Set exercise: Make an exact copy of the data below, leaving out every picture.

+===+

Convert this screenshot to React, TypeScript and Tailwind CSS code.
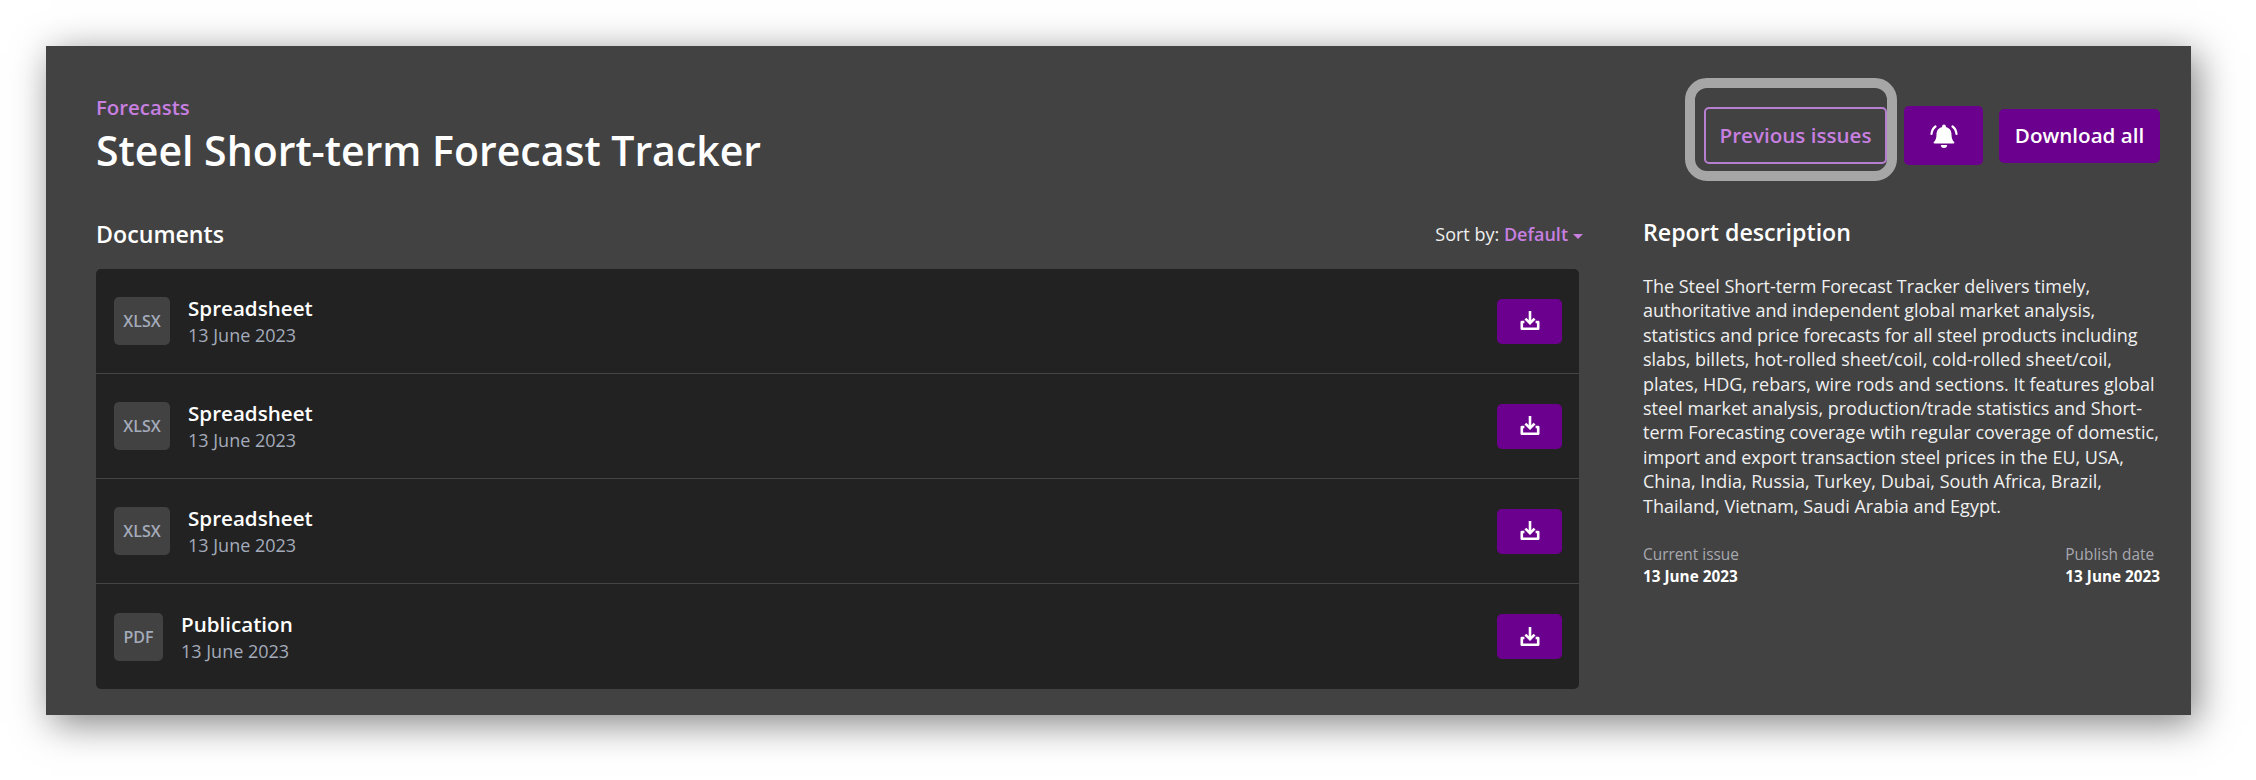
const font = "font-['Open_Sans',sans-serif]"

const docs = [
  { type: 'XLSX', title: 'Spreadsheet', date: '13 June 2023' },
  { type: 'XLSX', title: 'Spreadsheet', date: '13 June 2023' },
  { type: 'XLSX', title: 'Spreadsheet', date: '13 June 2023' },
  { type: 'PDF', title: 'Publication', date: '13 June 2023' },
]

function DownloadIcon() {
  return (
    <svg width="20" height="20" viewBox="0 0 20 20" fill="none" stroke="currentColor" strokeWidth="2.6">
      <path d="M10 0v12" />
      <path d="M5.400 7.600L10 12.200l4.600-4.600" />
      <path d="M4.400 11H1.800v6.800h16.400V11h-2.600" strokeLinejoin="round" />
    </svg>
  )
}

function BellIcon() {
  return (
    <svg width="28" height="26" viewBox="0 0 28 26" fill="currentColor">
      <path d="M14 1.500c1.100 0 1.900.8 1.900 1.900v.6c3.500.8 5.600 3.600 5.600 7.200 0 4.200 1 6 2.700 7.800.4.5.2 1.500-.7 1.500H4.500c-.9 0-1.100-1-.7-1.500 1.700-1.800 2.700-3.600 2.700-7.800 0-3.600 2.100-6.400 5.600-7.200v-.6c0-1.100.8-1.900 1.900-1.900z" />
      <path d="M10.800 22h6.400c0 1.800-1.400 3-3.200 3s-3.200-1.200-3.200-3z" />
      <path d="M5.500 3.500C3.200 5.200 1.800 7.800 1.500 11M22.500 3.500c2.300 1.700 3.700 4.300 4 7.500" fill="none" stroke="currentColor" strokeWidth="2.200" strokeLinecap="round" />
    </svg>
  )
}

function DocRow({ type, title, date, last }: { type: string; title: string; date: string; last: boolean }) {
  return (
    <div className={`flex h-[105px] items-center justify-between pl-[18px] pr-[17px] ${last ? '' : 'border-b border-[#444444]'}`}>
      <div className="flex items-center gap-[18px]">
        <div className={`flex h-[48px] items-center justify-center rounded-[5px] bg-[#424242] text-[16px] font-semibold text-[#a4abba] ${type === 'PDF' ? 'w-[49px]' : 'w-[56px]'}`}>
          {type}
        </div>
        <div>
          <div className="text-[20.6px] leading-[28px] font-semibold text-white">{title}</div>
          <div className="text-[18px] leading-[26px] text-[#a4abba]">{date}</div>
        </div>
      </div>
      <button className="flex h-[45px] w-[65px] items-center justify-center rounded-[5px] bg-[#6c008e] text-white">
        <DownloadIcon />
      </button>
    </div>
  )
}

export default function App() {
  return (
    <div className={`h-[780px] w-[2256px] overflow-hidden bg-white pl-[46px] pt-[46px] ${font}`}>
      <div className="h-[669px] w-[2145px] bg-[#424242] pl-[50px] pr-[31px] pt-[47px] shadow-[6px_8px_36px_rgba(0,0,0,0.5)]">
        {/* header */}
        <div className="flex items-start justify-between">
          <div>
            <div className="text-[20.4px] leading-[28px] font-semibold text-[#c77fe0]">Forecasts</div>
            <h1 className="mt-[2px] text-[41px] leading-[54px] font-semibold text-white">Steel Short-term Forecast Tracker</h1>
          </div>
          <div className="mt-[13px] flex items-center">
            <div className="relative mr-[17px]">
              <button className="flex h-[57px] w-[183px] items-center justify-center rounded-[5px] border-2 border-[#b77fd0] text-[20.6px] font-semibold text-[#c77fe0]">
                Previous issues
              </button>
              <div className="pointer-events-none absolute -bottom-[17px] -left-[19px] -right-[10px] -top-[29px] rounded-[22px] border-[10px] border-[#a6a6a6]" />
            </div>
            <button className="mr-[16px] flex h-[59px] w-[79px] items-center justify-center rounded-[5px] bg-[#6c008e] text-white">
              <BellIcon />
            </button>
            <button className="h-[54px] w-[161px] rounded-[5px] bg-[#6c008e] text-[20.6px] font-semibold text-white">
              Download all
            </button>
          </div>
        </div>

        {/* body */}
        <div className="mt-[41px] flex items-start">
          <div className="w-[1483px]">
            <div className="flex h-[33px] items-center justify-between">
              <h2 className="text-[23.2px] font-semibold text-white">Documents</h2>
              <div className="-mr-[4px] text-[18px] text-[#f0f0f0]">
                Sort by: <span className="font-semibold text-[#c77fe0]">Default</span>
                <span className="ml-[5px] inline-block border-x-[5px] border-t-[5px] border-x-transparent border-t-[#c77fe0] align-middle" />
              </div>
            </div>
            <div className="mt-[18px] overflow-hidden rounded-[5px] bg-[#222222]">
              {docs.map((d, i) => (
                <DocRow key={i} {...d} last={i === docs.length - 1} />
              ))}
            </div>
          </div>

          <div className="ml-[64px] w-[517px]">
            <h2 className="-mt-[2px] text-[23.2px] leading-[33px] font-semibold text-white">Report description</h2>
            <p className="mt-[25px] text-[18px] leading-[24.4px] text-[#f0f0f0]">
              The Steel Short-term Forecast Tracker delivers timely, authoritative and independent global market analysis, statistics and price forecasts for all steel products including slabs, billets, hot-rolled sheet/coil, cold-rolled sheet/coil, plates, HDG, rebars, wire rods and sections. It features global steel market analysis, production/trade statistics and Short-term Forecasting coverage wtih regular coverage of domestic, import and export transaction steel prices in the EU, USA, China, India, Russia, Turkey, Dubai, South Africa, Brazil, Thailand, Vietnam, Saudi Arabia and Egypt.
            </p>
            <div className="mt-[26px] flex justify-between">
              <div>
                <div className="text-[15.4px] leading-[21px] text-[#a8a8b0]">Current issue</div>
                <div className="text-[15.3px] leading-[22px] font-bold text-white">13 June 2023</div>
              </div>
              <div>
                <div className="text-[15.4px] leading-[21px] text-[#a8a8b0]">Publish date</div>
                <div className="text-[15.3px] leading-[22px] font-bold text-white">13 June 2023</div>
              </div>
            </div>
          </div>
        </div>
      </div>
    </div>
  )
}
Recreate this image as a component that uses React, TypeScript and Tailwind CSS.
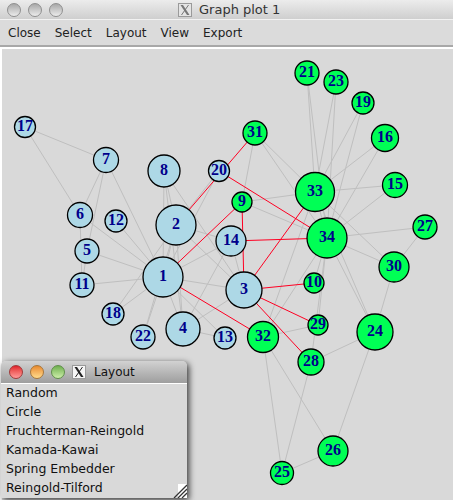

+===+

Task output:
Convert this screenshot to React, TypeScript and Tailwind CSS code.
const font = "font-['Open_Sans',sans-serif]"

const docs = [
  { type: 'XLSX', title: 'Spreadsheet', date: '13 June 2023' },
  { type: 'XLSX', title: 'Spreadsheet', date: '13 June 2023' },
  { type: 'XLSX', title: 'Spreadsheet', date: '13 June 2023' },
  { type: 'PDF', title: 'Publication', date: '13 June 2023' },
]

function DownloadIcon() {
  return (
    <svg width="20" height="20" viewBox="0 0 20 20" fill="none" stroke="currentColor" strokeWidth="2.6">
      <path d="M10 0v12" />
      <path d="M5.400 7.600L10 12.200l4.600-4.600" />
      <path d="M4.400 11H1.800v6.800h16.400V11h-2.600" strokeLinejoin="round" />
    </svg>
  )
}

function BellIcon() {
  return (
    <svg width="28" height="26" viewBox="0 0 28 26" fill="currentColor">
      <path d="M14 1.500c1.100 0 1.900.8 1.900 1.900v.6c3.500.8 5.600 3.600 5.600 7.200 0 4.200 1 6 2.700 7.800.4.5.2 1.500-.7 1.500H4.500c-.9 0-1.100-1-.7-1.500 1.700-1.800 2.700-3.600 2.700-7.800 0-3.600 2.100-6.400 5.600-7.200v-.6c0-1.100.8-1.900 1.900-1.900z" />
      <path d="M10.800 22h6.400c0 1.800-1.400 3-3.200 3s-3.200-1.200-3.200-3z" />
      <path d="M5.500 3.500C3.200 5.200 1.800 7.800 1.500 11M22.500 3.500c2.300 1.700 3.700 4.300 4 7.500" fill="none" stroke="currentColor" strokeWidth="2.200" strokeLinecap="round" />
    </svg>
  )
}

function DocRow({ type, title, date, last }: { type: string; title: string; date: string; last: boolean }) {
  return (
    <div className={`flex h-[105px] items-center justify-between pl-[18px] pr-[17px] ${last ? '' : 'border-b border-[#444444]'}`}>
      <div className="flex items-center gap-[18px]">
        <div className={`flex h-[48px] items-center justify-center rounded-[5px] bg-[#424242] text-[16px] font-semibold text-[#a4abba] ${type === 'PDF' ? 'w-[49px]' : 'w-[56px]'}`}>
          {type}
        </div>
        <div>
          <div className="text-[20.6px] leading-[28px] font-semibold text-white">{title}</div>
          <div className="text-[18px] leading-[26px] text-[#a4abba]">{date}</div>
        </div>
      </div>
      <button className="flex h-[45px] w-[65px] items-center justify-center rounded-[5px] bg-[#6c008e] text-white">
        <DownloadIcon />
      </button>
    </div>
  )
}

export default function App() {
  return (
    <div className={`h-[780px] w-[2256px] overflow-hidden bg-white pl-[46px] pt-[46px] ${font}`}>
      <div className="h-[669px] w-[2145px] bg-[#424242] pl-[50px] pr-[31px] pt-[47px] shadow-[6px_8px_36px_rgba(0,0,0,0.5)]">
        {/* header */}
        <div className="flex items-start justify-between">
          <div>
            <div className="text-[20.4px] leading-[28px] font-semibold text-[#c77fe0]">Forecasts</div>
            <h1 className="mt-[2px] text-[41px] leading-[54px] font-semibold text-white">Steel Short-term Forecast Tracker</h1>
          </div>
          <div className="mt-[13px] flex items-center">
            <div className="relative mr-[17px]">
              <button className="flex h-[57px] w-[183px] items-center justify-center rounded-[5px] border-2 border-[#b77fd0] text-[20.6px] font-semibold text-[#c77fe0]">
                Previous issues
              </button>
              <div className="pointer-events-none absolute -bottom-[17px] -left-[19px] -right-[10px] -top-[29px] rounded-[22px] border-[10px] border-[#a6a6a6]" />
            </div>
            <button className="mr-[16px] flex h-[59px] w-[79px] items-center justify-center rounded-[5px] bg-[#6c008e] text-white">
              <BellIcon />
            </button>
            <button className="h-[54px] w-[161px] rounded-[5px] bg-[#6c008e] text-[20.6px] font-semibold text-white">
              Download all
            </button>
          </div>
        </div>

        {/* body */}
        <div className="mt-[41px] flex items-start">
          <div className="w-[1483px]">
            <div className="flex h-[33px] items-center justify-between">
              <h2 className="text-[23.2px] font-semibold text-white">Documents</h2>
              <div className="-mr-[4px] text-[18px] text-[#f0f0f0]">
                Sort by: <span className="font-semibold text-[#c77fe0]">Default</span>
                <span className="ml-[5px] inline-block border-x-[5px] border-t-[5px] border-x-transparent border-t-[#c77fe0] align-middle" />
              </div>
            </div>
            <div className="mt-[18px] overflow-hidden rounded-[5px] bg-[#222222]">
              {docs.map((d, i) => (
                <DocRow key={i} {...d} last={i === docs.length - 1} />
              ))}
            </div>
          </div>

          <div className="ml-[64px] w-[517px]">
            <h2 className="-mt-[2px] text-[23.2px] leading-[33px] font-semibold text-white">Report description</h2>
            <p className="mt-[25px] text-[18px] leading-[24.4px] text-[#f0f0f0]">
              The Steel Short-term Forecast Tracker delivers timely, authoritative and independent global market analysis, statistics and price forecasts for all steel products including slabs, billets, hot-rolled sheet/coil, cold-rolled sheet/coil, plates, HDG, rebars, wire rods and sections. It features global steel market analysis, production/trade statistics and Short-term Forecasting coverage wtih regular coverage of domestic, import and export transaction steel prices in the EU, USA, China, India, Russia, Turkey, Dubai, South Africa, Brazil, Thailand, Vietnam, Saudi Arabia and Egypt.
            </p>
            <div className="mt-[26px] flex justify-between">
              <div>
                <div className="text-[15.4px] leading-[21px] text-[#a8a8b0]">Current issue</div>
                <div className="text-[15.3px] leading-[22px] font-bold text-white">13 June 2023</div>
              </div>
              <div>
                <div className="text-[15.4px] leading-[21px] text-[#a8a8b0]">Publish date</div>
                <div className="text-[15.3px] leading-[22px] font-bold text-white">13 June 2023</div>
              </div>
            </div>
          </div>
        </div>
      </div>
    </div>
  )
}
Recreate this image as a component that uses React, TypeScript and Tailwind CSS.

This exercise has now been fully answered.